No son pocas las veces que pienso que debiera abandonar esta contrareloj y dedicarme sencillamente a disfrutar sin desesperarme por cada milímetro que avanza el vino en mi paladar sin sembrarlo de sensaciones. Estoy seguro de que distinguir más matices no me hace disfrutar más, pero a estas alturas ya no puedo parar. Ansío conocer.

Los días que hay suerte, mi sensibilidad se despierta, está especialmente viva y los vinos dejan de ser iguales. Pasan de ser chinos gemelos a tener cada uno su propia personalidad. Un haz de luz que al principio sólo es blanca, se va descomponiendo en mi cerebro en pequeños hilos de colores diferentes; sabores y aromas. Esos días, me siento como un niño con un mecano, por fin reconozco las piezas, unas me son más familiares y otras menos; trufa negra, joyas en la arena de la playa, perlas en el océano.

A veces, las sensaciones son ligeramente diferentes de las que ya conocía sin ser idénticas, otras veces –y éstas son las mejores- absolutamente nuevas. Entonces, sólo entonces, si me encuentro seguro, intento grabarlas en mi cabeza, pasan a formar parte de mi pequeño catálogo de sensaciones. Una biblioteca con pocos títulos todavía, me temo. Las guardo con avaricia, con la mayor fidelidad posible –tampoco es fácil esta fase-, quiero estar seguro de reconocerlas si un día las vuelvo a ver.

Son los pequeños éxitos que me hacen feliz en un mar de frustraciones, de defectos –por desgracia- mucho más fácilmente reconocibles que las virtudes. Cada centímetro sensitivo que adelanto, encarece la botella que me gusta. Los vinos elegantes y bien acabados me parecen un poco menos interesantes que los vinos diferentes y con personalidad. Las botellas que hace un año me subyugaban hoy me gustan a secas; ser feliz delante de una copa me es cada día más difícil. Nunca es suficiente complejidad.
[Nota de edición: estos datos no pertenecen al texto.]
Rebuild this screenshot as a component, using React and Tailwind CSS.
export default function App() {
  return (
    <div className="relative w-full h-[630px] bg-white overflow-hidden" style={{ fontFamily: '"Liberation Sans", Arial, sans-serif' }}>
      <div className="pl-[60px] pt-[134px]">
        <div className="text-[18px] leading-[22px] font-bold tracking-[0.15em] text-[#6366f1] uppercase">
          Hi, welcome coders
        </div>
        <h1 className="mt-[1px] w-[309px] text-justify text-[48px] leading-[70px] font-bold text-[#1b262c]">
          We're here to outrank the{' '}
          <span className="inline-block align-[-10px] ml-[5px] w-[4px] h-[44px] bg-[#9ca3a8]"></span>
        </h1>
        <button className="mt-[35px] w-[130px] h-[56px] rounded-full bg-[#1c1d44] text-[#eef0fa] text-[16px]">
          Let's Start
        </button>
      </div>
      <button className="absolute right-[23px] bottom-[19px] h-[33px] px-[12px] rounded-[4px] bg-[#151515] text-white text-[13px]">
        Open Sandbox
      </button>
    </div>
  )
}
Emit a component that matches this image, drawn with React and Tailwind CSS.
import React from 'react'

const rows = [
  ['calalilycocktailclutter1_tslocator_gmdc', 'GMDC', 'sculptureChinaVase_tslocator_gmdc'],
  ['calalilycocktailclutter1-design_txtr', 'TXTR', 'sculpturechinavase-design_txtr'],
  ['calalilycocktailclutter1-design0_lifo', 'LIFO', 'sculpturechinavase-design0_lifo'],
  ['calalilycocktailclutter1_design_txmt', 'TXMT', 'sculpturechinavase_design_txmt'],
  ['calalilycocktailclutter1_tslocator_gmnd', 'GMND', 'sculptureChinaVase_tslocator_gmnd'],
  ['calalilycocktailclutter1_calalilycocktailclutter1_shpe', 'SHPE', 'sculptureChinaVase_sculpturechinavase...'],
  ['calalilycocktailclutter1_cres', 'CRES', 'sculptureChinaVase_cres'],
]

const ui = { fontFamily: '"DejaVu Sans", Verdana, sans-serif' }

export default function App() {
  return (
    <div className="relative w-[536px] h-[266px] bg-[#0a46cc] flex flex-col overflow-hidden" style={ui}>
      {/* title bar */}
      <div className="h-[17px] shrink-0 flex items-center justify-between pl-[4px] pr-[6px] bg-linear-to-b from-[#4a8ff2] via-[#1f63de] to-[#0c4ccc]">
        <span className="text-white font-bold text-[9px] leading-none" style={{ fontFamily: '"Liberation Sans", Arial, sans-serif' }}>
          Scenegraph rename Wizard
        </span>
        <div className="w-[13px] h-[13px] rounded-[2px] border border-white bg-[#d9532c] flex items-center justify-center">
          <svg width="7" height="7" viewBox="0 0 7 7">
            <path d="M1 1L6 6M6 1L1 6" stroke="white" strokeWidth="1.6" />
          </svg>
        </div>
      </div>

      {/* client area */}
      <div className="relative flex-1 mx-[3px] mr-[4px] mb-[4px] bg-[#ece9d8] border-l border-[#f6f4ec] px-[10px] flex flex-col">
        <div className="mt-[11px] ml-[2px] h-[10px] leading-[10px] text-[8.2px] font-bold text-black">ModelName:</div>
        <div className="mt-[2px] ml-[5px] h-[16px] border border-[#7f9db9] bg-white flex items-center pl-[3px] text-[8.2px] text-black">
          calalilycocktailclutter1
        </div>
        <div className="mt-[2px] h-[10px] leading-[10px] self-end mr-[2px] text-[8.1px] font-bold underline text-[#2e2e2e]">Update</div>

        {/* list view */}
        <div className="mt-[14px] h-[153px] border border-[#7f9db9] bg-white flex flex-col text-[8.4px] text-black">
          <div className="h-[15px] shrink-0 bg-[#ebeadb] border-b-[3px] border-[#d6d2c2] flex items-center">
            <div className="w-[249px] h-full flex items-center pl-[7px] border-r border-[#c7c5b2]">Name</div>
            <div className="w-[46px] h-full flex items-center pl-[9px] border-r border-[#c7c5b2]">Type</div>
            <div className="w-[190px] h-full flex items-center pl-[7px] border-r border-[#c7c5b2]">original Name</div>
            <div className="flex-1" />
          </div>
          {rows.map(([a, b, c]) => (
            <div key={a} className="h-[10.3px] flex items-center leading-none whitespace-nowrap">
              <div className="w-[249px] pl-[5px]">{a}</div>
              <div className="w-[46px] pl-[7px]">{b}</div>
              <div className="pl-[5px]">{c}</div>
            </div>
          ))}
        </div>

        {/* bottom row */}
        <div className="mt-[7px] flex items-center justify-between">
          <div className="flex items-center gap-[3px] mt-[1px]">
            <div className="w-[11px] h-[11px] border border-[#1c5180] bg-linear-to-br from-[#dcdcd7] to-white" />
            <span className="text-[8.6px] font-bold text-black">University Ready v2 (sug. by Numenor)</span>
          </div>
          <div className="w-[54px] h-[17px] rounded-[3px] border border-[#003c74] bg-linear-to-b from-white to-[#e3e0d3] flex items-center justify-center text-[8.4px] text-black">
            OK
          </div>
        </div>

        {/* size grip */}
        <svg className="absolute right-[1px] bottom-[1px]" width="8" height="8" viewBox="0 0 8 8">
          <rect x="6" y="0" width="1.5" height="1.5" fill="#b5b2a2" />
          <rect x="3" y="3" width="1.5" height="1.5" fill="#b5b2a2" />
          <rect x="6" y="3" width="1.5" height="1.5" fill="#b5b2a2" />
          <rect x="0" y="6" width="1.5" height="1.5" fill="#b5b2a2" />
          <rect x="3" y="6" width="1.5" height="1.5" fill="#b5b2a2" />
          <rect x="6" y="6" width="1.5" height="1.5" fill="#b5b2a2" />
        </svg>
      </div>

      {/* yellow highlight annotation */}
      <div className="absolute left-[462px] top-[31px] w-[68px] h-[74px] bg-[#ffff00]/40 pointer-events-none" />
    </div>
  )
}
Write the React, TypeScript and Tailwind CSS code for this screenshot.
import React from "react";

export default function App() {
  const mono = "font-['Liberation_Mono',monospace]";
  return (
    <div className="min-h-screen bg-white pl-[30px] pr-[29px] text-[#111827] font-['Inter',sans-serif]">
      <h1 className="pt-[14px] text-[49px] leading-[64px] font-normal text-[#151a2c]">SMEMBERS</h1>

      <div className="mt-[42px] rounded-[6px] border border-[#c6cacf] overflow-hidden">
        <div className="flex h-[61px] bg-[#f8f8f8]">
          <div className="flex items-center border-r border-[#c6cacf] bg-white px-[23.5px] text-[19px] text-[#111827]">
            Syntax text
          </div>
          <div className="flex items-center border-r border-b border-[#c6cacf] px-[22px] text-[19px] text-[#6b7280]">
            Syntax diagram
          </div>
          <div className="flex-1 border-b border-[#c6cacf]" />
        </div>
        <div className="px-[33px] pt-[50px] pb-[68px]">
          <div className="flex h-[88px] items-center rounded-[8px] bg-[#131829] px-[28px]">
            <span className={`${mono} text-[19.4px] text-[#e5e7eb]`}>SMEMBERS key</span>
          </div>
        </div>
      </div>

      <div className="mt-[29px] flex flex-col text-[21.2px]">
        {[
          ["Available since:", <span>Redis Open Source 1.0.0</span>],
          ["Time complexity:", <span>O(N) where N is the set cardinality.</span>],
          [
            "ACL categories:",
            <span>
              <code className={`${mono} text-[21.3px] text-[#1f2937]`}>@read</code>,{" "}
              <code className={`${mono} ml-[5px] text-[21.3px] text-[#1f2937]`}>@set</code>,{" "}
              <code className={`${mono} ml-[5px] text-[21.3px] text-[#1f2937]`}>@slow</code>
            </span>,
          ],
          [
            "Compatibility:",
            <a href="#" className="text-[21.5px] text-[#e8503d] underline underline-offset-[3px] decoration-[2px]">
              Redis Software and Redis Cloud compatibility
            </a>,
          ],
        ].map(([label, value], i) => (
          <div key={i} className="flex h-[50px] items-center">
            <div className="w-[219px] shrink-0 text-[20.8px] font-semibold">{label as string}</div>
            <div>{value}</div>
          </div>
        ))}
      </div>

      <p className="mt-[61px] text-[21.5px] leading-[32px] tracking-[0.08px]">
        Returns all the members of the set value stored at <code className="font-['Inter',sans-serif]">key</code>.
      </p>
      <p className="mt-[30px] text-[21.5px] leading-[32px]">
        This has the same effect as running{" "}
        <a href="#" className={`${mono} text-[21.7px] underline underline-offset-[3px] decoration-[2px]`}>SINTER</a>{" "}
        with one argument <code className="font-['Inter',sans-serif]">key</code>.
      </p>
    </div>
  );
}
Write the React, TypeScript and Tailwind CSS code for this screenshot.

¿Os imagináis que pudiésemos conocer en cada trago un racimo diferente? ¿El sol, la lluvia, su entorno, su tierra, sus recuerdos, su vida? Sería bonito.

Cuadro que ilustra: Viñedo rojo de Vincent Van Gogh

2 comentarios:

Anónimo dijo...

Buenas tardes
Completamente identificado con el post
Una vez un cliente me dijo que mi trabajo estaba casado con la insatisfacción permanente, lo mismo me pasa con el mundo del vino, cada vez me cuesta más disfrutar de un vino, no porque cada vez entienda más, sino porque cada vez me exigo yo más, he pasado de ser un admirador desde el tendido a ser un forense del mismo.
Sea una sentencia modesta, de autocomplacencia o de pura realidad, únicamente sé que cada día sé menos
Un abrazo

Anónimo dijo...

Lo fascinante de los vinos es que, como las expresiones artísticas buenas de verdad, son una extensión de la memoria, de la energía inherente a cada individuo.
Acompañan y catalizan nuestros síntomas vitales y nuestros heterogéneos estados anímicos.